Proof in the Patterns
A study commissioned by the State of Texas, conducted by the University of Texas Bureau of Business Research, studied 150,000 policies from the top five insurers providing coverage in the state. When matching the claims data to the credit scores, researchers found that those drivers with lower scores had slightly higher claims costs. Claims costs for drivers with poor credit reports average $918, which is 53 percent higher that expected. Those drivers with higher scores reported losses of $558, which was some 25 percent lower than average.
More specifically, the Texas report found that the average loss per vehicle among drivers with poor credit records was double that of people with the best scores. And drivers with the best credit were involved in about 40 percent few accidents. The same pattern held true with regards to homeowners' insurance, where the loss ratio for people with lower credit scores are triple that of people with the best scores. For Parton, however, that study still begs the question of who is penalized by the use of credit scores. “When you look at credit scoring you can't help but come to the conclusion that people with low incomes or groups like African-Americans are having to pay higher premiums,” he said.

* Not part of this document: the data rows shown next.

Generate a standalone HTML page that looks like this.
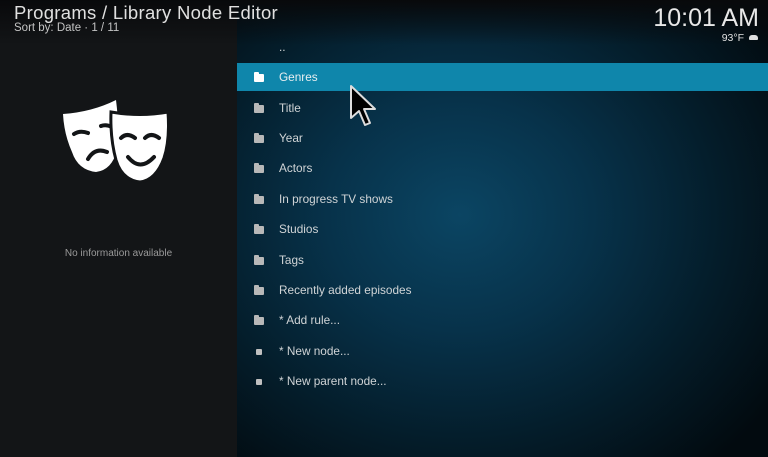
<!DOCTYPE html>
<html><head><meta charset="utf-8"><style>
*{margin:0;padding:0;box-sizing:border-box}
body{width:768px;height:457px;overflow:hidden;background:#02090d;font-family:"Liberation Sans",sans-serif;position:relative}
.bg{position:absolute;left:0;top:0;width:768px;height:457px;background:radial-gradient(ellipse 380px 330px at 460px 215px,#0b4563 0%,#07324a 35%,#041c29 70%,#020a0f 100%)}
.left{position:absolute;left:0;top:0;width:237px;height:457px;background:#131517}
.top{position:absolute;left:0;top:0;width:768px;height:45px;background:linear-gradient(#08090b,rgba(8,9,11,0))}
.title{position:absolute;left:14px;top:2px;font-size:18.5px;color:#e0e0e0;letter-spacing:.3px}
.sort{position:absolute;left:14px;top:22px;font-size:11.5px;color:#c4c4c4}
.clock{position:absolute;right:9px;top:4px;font-size:25px;color:#e8e8e8;font-weight:300}
.temp{position:absolute;right:24px;top:32px;font-size:10.5px;color:#e0e0e0}
.noinfo{position:absolute;left:0;width:237px;top:248px;text-align:center;font-size:10px;color:#9a9a9a}
.row{position:absolute;left:237px;width:531px;height:28px;font-size:11.8px;color:#d0d4d6;line-height:29px}
.row span{position:absolute;left:42px}
.row .ic{position:absolute;left:17px;top:11px;width:10px;height:8px;background:#b8b8b8;border-radius:1px}
.row .ic:before{content:"";position:absolute;left:0;top:-2px;width:5px;height:3px;background:#b8b8b8;border-radius:1px 1px 0 0}
.row .dot{position:absolute;left:19px;top:12px;width:6px;height:6px;background:#c0c0c0;border-radius:1px}
.sel{background:#0f86ab}
.sel span{color:#e8eef0}
.sel .ic,.sel .ic:before{background:#fff}
</style></head><body>
<div class="bg"></div>
<div class="left"></div>
<div class="top"></div>
<div class="title">Programs / Library Node Editor</div>
<div class="sort">Sort by: Date · 1 / 11</div>
<div class="clock">10:01 AM</div>
<div class="temp">93°F</div>
<div style="position:absolute;right:10px;top:35px;width:9px;height:5px;background:#e0e0e0;border-radius:3px 3px 1px 1px"></div>
<svg style="position:absolute;left:0;top:0" width="237" height="200" viewBox="0 0 237 200">
<path d="M63 114 Q92 112 116 100 Q120 132 117 150 Q112 170 96 172 Q78 170 72 152 Q64 134 63 114Z" fill="#fff"/>
<path d="M74 134 Q80 130 88 133" stroke="#131517" stroke-width="4" fill="none" stroke-linecap="round"/>
<path d="M101 126 Q106 124 112 127" stroke="#131517" stroke-width="4" fill="none" stroke-linecap="round"/>
<path d="M88 159 Q95 147 107 152" stroke="#131517" stroke-width="4" fill="none" stroke-linecap="round"/>
<path d="M111 112 Q140 117 168 112 Q170 140 164 158 Q156 180 140 182 Q122 180 116 160 Q110 138 111 112Z" fill="#fff" stroke="#131517" stroke-width="3"/>
<path d="M121 138 Q127 132 135 138" stroke="#131517" stroke-width="4" fill="none" stroke-linecap="round"/>
<path d="M145 138 Q151 132 159 138" stroke="#131517" stroke-width="4" fill="none" stroke-linecap="round"/>
<path d="M128 157 Q140 172 154 157" stroke="#131517" stroke-width="4" fill="none" stroke-linecap="round"/>
</svg>
<div class="noinfo">No information available</div>
<div class="row" style="top:33px"><span>..</span></div>
<div class="row sel" style="top:63px"><div class="ic"></div><span>Genres</span></div>
<div class="row" style="top:94px"><div class="ic"></div><span>Title</span></div>
<div class="row" style="top:124px"><div class="ic"></div><span>Year</span></div>
<div class="row" style="top:154px"><div class="ic"></div><span>Actors</span></div>
<div class="row" style="top:185px"><div class="ic"></div><span>In progress TV shows</span></div>
<div class="row" style="top:215px"><div class="ic"></div><span>Studios</span></div>
<div class="row" style="top:246px"><div class="ic"></div><span>Tags</span></div>
<div class="row" style="top:276px"><div class="ic"></div><span>Recently added episodes</span></div>
<div class="row" style="top:306px"><div class="ic"></div><span>* Add rule...</span></div>
<div class="row" style="top:337px"><div class="dot"></div><span>* New node...</span></div>
<div class="row" style="top:367px"><div class="dot"></div><span>* New parent node...</span></div>
<svg style="position:absolute;left:348px;top:84px" width="32" height="44" viewBox="0 0 32 44">
<path d="M3 2 L3 34 L11 27 L17 41 L22 39 L16 25 L27 25 Z" fill="#000" stroke="#ddd" stroke-width="2" stroke-linejoin="round"/>
</svg>
</body></html>
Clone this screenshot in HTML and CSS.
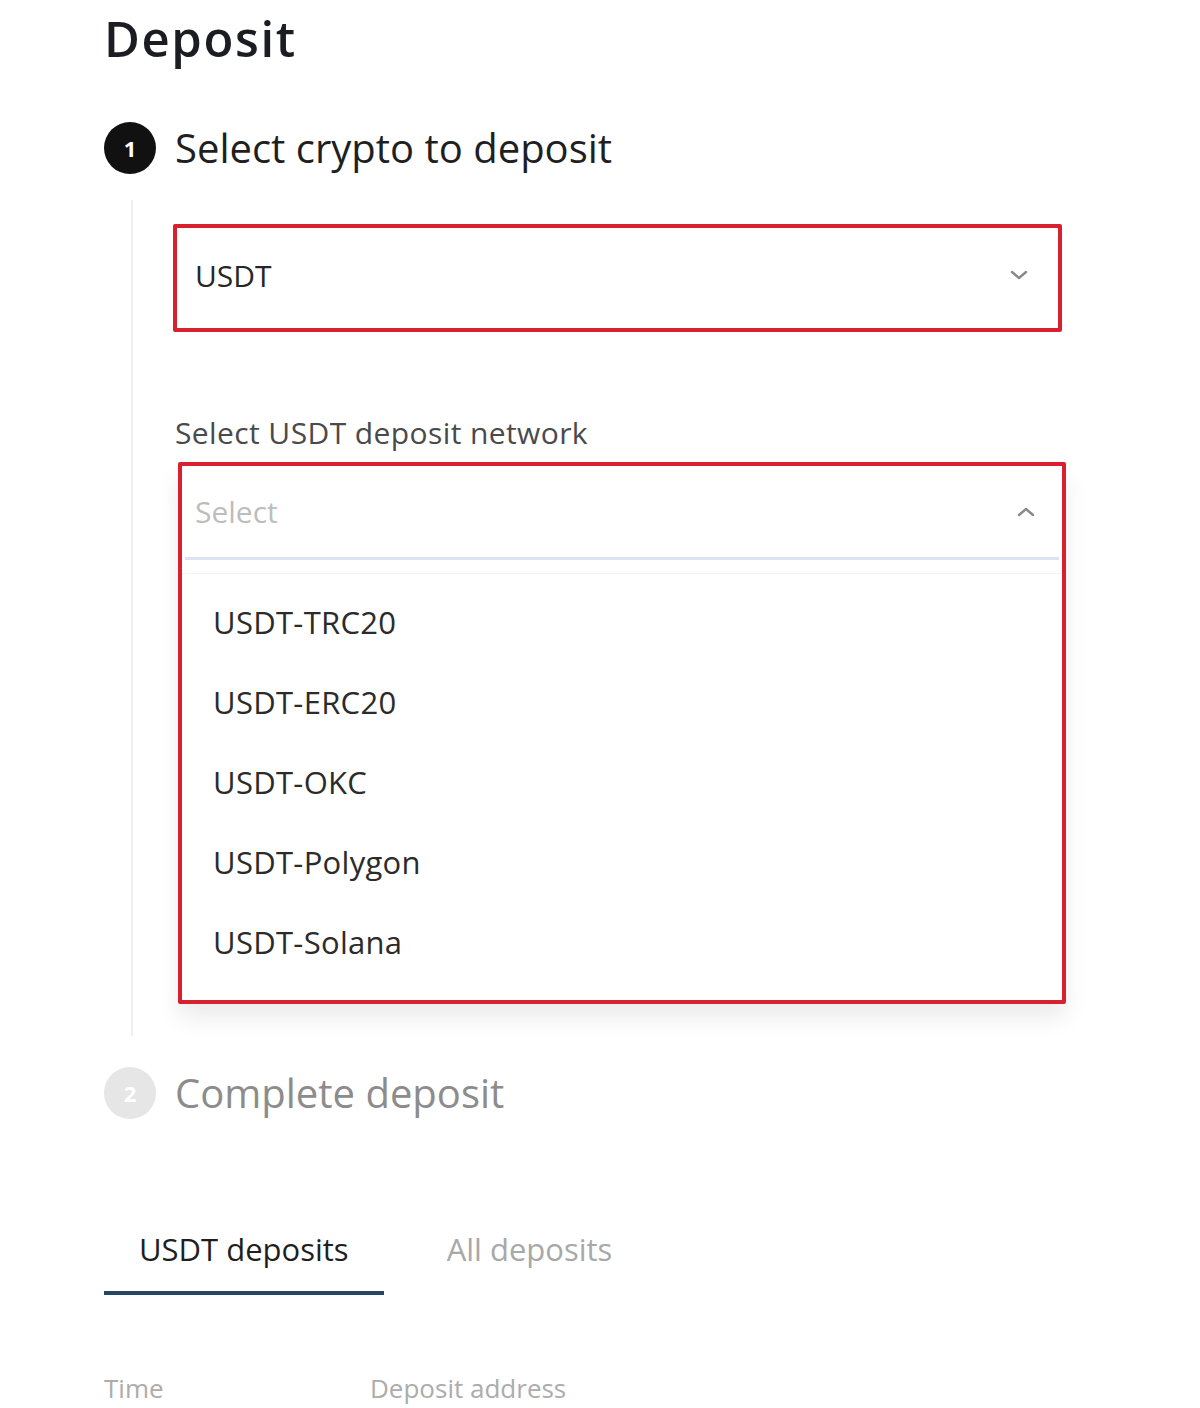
FILE: index.html
```html
<!DOCTYPE html>
<html lang="en">
<head>
<meta charset="utf-8">
<title>Deposit</title>
<link rel="stylesheet" href="styles.css">
</head>
<body>
<main class="page">
  <h1 class="title">Deposit</h1>

  <section class="step">
    <div class="step-head">
      <span class="step-num active">1</span>
      <h2 class="step-title">Select crypto to deposit</h2>
    </div>
    <div class="step-body">
      <div class="select highlight coin-select">
        <span class="select-value">USDT</span>
        <svg class="chev" viewBox="0 0 18 10" width="18" height="10"><path d="M2 2 L9 8 L16 2" fill="none" stroke="#8a8a8a" stroke-width="2.4" stroke-linecap="round" stroke-linejoin="round"/></svg>
      </div>

      <div class="field-label">Select USDT deposit network</div>

      <div class="highlight network-box">
        <div class="select open">
          <span class="select-placeholder">Select</span>
          <svg class="chev" viewBox="0 0 18 10" width="18" height="10"><path d="M2 8 L9 2 L16 8" fill="none" stroke="#8a8a8a" stroke-width="2.4" stroke-linecap="round" stroke-linejoin="round"/></svg>
        </div>
        <ul class="menu">
          <li>USDT-TRC20</li>
          <li>USDT-ERC20</li>
          <li>USDT-OKC</li>
          <li>USDT-Polygon</li>
          <li>USDT-Solana</li>
        </ul>
      </div>
    </div>
  </section>

  <section class="step">
    <div class="step-head">
      <span class="step-num">2</span>
      <h2 class="step-title muted">Complete deposit</h2>
    </div>
  </section>

  <nav class="tabs">
    <span class="tab active">USDT deposits</span>
    <span class="tab">All deposits</span>
  </nav>

  <div class="table-head">
    <span class="col-time">Time</span>
    <span class="col-addr">Deposit address</span>
  </div>
</main>
</body>
</html>
```

FILE: styles.css
```css
* { box-sizing: border-box; }

html, body {
  margin: 0;
  padding: 0;
  background: #ffffff;
}

body {
  font-family: "Open Sans", "Noto Sans", "Liberation Sans", sans-serif;
  color: #222222;
}

.page {
  width: 1200px;
  padding: 10px 0 0 104px;
}

.title {
  margin: 0;
  font-size: 49px;
  line-height: 56px;
  font-weight: 600;
  color: #1b1d22;
  letter-spacing: 1.6px;
}

.step-head {
  display: flex;
  align-items: center;
  gap: 19px;
  height: 52px;
}

.step:first-of-type .step-head {
  margin-top: 56px;
}

.step-num {
  width: 52px;
  height: 52px;
  border-radius: 50%;
  background: #e6e6e6;
  color: #ffffff;
  font-size: 22px;
  font-weight: 700;
  display: flex;
  align-items: center;
  justify-content: center;
  flex-shrink: 0;
}

.step-num.active {
  background: #111111;
}

.step-title {
  margin: 0;
  font-size: 40px;
  line-height: 52px;
  font-weight: 400;
  color: #1f1f1f;
}

.step-title.muted {
  color: #8c8c8c;
}

.step-body {
  margin: 26px 0 0 27px;
  border-left: 2px solid #efefef;
  padding: 24px 0 32px 40px;
  width: 935px;
}

.step + .step .step-head {
  margin-top: 31px;
}

.highlight {
  border: 4px solid #d8202e;
  border-radius: 2px;
}

.select {
  display: flex;
  align-items: center;
  justify-content: space-between;
  padding: 0 30px 0 18px;
}

.coin-select {
  width: 889px;
  height: 108px;
  padding-bottom: 6px;
}

.select-value {
  font-size: 30px;
  color: #262626;
}

.select-placeholder {
  font-size: 30px;
  color: #bdbdbd;
}

.chev {
  display: block;
}

.field-label {
  margin: 81px 0 0 2px;
  font-size: 30px;
  line-height: 40px;
  letter-spacing: 0.4px;
  color: #4a4a4a;
}

.network-box {
  margin: 9px 0 0 5px;
  width: 888px;
  background: #ffffff;
  box-shadow: 0 14px 22px rgba(0, 0, 0, 0.08);
}

.select.open {
  height: 94px;
  margin: 0 3px;
  padding: 0 24px 0 10px;
  border-bottom: 3px solid #dbe3f4;
}

.menu {
  list-style: none;
  margin: 13px 0 0 0;
  padding: 8px 0 18px 0;
  border-top: 1px solid #f3f3f3;
}

.menu li {
  height: 80px;
  display: flex;
  align-items: center;
  padding-left: 31px;
  font-size: 31px;
  letter-spacing: 0.3px;
  color: #2b2b2b;
}

.tabs {
  display: flex;
  gap: 28px;
  margin-top: 110px;
}

.tab {
  padding: 0 35px 22px 35px;
  font-size: 31px;
  line-height: 40px;
  color: #a8a8a8;
  border-bottom: 4px solid transparent;
}

.tab.active {
  color: #1f1f1f;
  border-bottom-color: #264466;
}

.table-head {
  display: flex;
  margin-top: 75px;
  font-size: 26px;
  line-height: 36px;
  color: #acacac;
}

.col-time {
  width: 266px;
}
```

The I.I.I. report also made two other points. First, given the flow of information in the electronic age, the access to and use of credit reports is only going to increase. Likewise, computer models employed by carriers that include factors for credit scoring are going to get more and more sophisticated. Even so, the I.I.I. maintains that too much of the emphasis on the use of credit scores is painted in the negative when it truth it does help stabilize rates for auto and homeowner policyholders. As noted in the report, “Many people have not idea that they are beneficiaries of credit scoring. Two-thirds of policyholders have a lower premium because of good credit, insurers say, although consumers themselves think most people do not benefit.”